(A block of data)
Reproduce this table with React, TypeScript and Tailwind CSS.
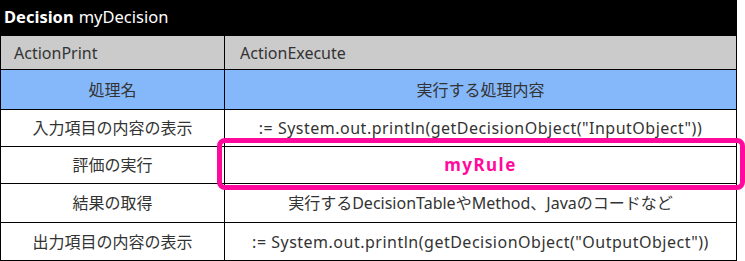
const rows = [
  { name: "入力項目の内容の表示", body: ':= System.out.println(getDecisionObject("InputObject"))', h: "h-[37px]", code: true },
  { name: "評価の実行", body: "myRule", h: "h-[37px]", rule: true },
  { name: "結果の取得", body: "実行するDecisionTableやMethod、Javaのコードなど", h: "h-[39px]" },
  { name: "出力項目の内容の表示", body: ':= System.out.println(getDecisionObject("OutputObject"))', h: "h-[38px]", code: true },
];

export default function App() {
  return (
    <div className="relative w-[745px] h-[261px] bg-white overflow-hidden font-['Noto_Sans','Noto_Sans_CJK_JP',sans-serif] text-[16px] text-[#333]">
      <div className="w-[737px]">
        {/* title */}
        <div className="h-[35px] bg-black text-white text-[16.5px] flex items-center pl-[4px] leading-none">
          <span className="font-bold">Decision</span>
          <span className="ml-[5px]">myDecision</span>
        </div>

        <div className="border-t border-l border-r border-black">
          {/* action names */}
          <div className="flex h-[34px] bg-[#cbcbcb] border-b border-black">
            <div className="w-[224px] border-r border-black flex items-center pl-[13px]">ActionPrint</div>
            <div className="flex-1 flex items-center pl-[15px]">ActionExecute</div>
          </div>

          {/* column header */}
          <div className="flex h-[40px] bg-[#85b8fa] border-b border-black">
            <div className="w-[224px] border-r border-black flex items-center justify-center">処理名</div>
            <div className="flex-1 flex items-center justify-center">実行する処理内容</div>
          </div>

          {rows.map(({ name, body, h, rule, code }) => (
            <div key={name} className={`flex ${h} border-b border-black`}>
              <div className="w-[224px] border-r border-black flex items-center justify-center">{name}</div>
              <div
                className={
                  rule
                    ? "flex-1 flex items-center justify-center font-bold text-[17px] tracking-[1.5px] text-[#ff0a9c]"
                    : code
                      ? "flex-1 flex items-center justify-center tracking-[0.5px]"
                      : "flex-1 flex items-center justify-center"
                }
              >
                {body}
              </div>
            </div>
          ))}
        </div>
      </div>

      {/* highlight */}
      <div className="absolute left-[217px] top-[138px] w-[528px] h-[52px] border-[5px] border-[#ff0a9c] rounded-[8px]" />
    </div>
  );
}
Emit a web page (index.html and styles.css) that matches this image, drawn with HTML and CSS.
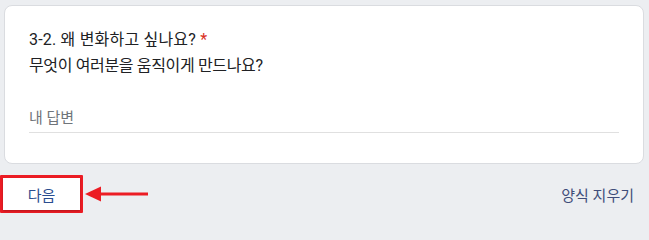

Brief => Drop the images and repeat the data exactly.

The solution =>
Reproduce this table with React, TypeScript and Tailwind CSS.
const rows = [
  { name: "入力項目の内容の表示", body: ':= System.out.println(getDecisionObject("InputObject"))', h: "h-[37px]", code: true },
  { name: "評価の実行", body: "myRule", h: "h-[37px]", rule: true },
  { name: "結果の取得", body: "実行するDecisionTableやMethod、Javaのコードなど", h: "h-[39px]" },
  { name: "出力項目の内容の表示", body: ':= System.out.println(getDecisionObject("OutputObject"))', h: "h-[38px]", code: true },
];

export default function App() {
  return (
    <div className="relative w-[745px] h-[261px] bg-white overflow-hidden font-['Noto_Sans','Noto_Sans_CJK_JP',sans-serif] text-[16px] text-[#333]">
      <div className="w-[737px]">
        {/* title */}
        <div className="h-[35px] bg-black text-white text-[16.5px] flex items-center pl-[4px] leading-none">
          <span className="font-bold">Decision</span>
          <span className="ml-[5px]">myDecision</span>
        </div>

        <div className="border-t border-l border-r border-black">
          {/* action names */}
          <div className="flex h-[34px] bg-[#cbcbcb] border-b border-black">
            <div className="w-[224px] border-r border-black flex items-center pl-[13px]">ActionPrint</div>
            <div className="flex-1 flex items-center pl-[15px]">ActionExecute</div>
          </div>

          {/* column header */}
          <div className="flex h-[40px] bg-[#85b8fa] border-b border-black">
            <div className="w-[224px] border-r border-black flex items-center justify-center">処理名</div>
            <div className="flex-1 flex items-center justify-center">実行する処理内容</div>
          </div>

          {rows.map(({ name, body, h, rule, code }) => (
            <div key={name} className={`flex ${h} border-b border-black`}>
              <div className="w-[224px] border-r border-black flex items-center justify-center">{name}</div>
              <div
                className={
                  rule
                    ? "flex-1 flex items-center justify-center font-bold text-[17px] tracking-[1.5px] text-[#ff0a9c]"
                    : code
                      ? "flex-1 flex items-center justify-center tracking-[0.5px]"
                      : "flex-1 flex items-center justify-center"
                }
              >
                {body}
              </div>
            </div>
          ))}
        </div>
      </div>

      {/* highlight */}
      <div className="absolute left-[217px] top-[138px] w-[528px] h-[52px] border-[5px] border-[#ff0a9c] rounded-[8px]" />
    </div>
  );
}
Emit a web page (index.html and styles.css) that matches this image, drawn with HTML and CSS.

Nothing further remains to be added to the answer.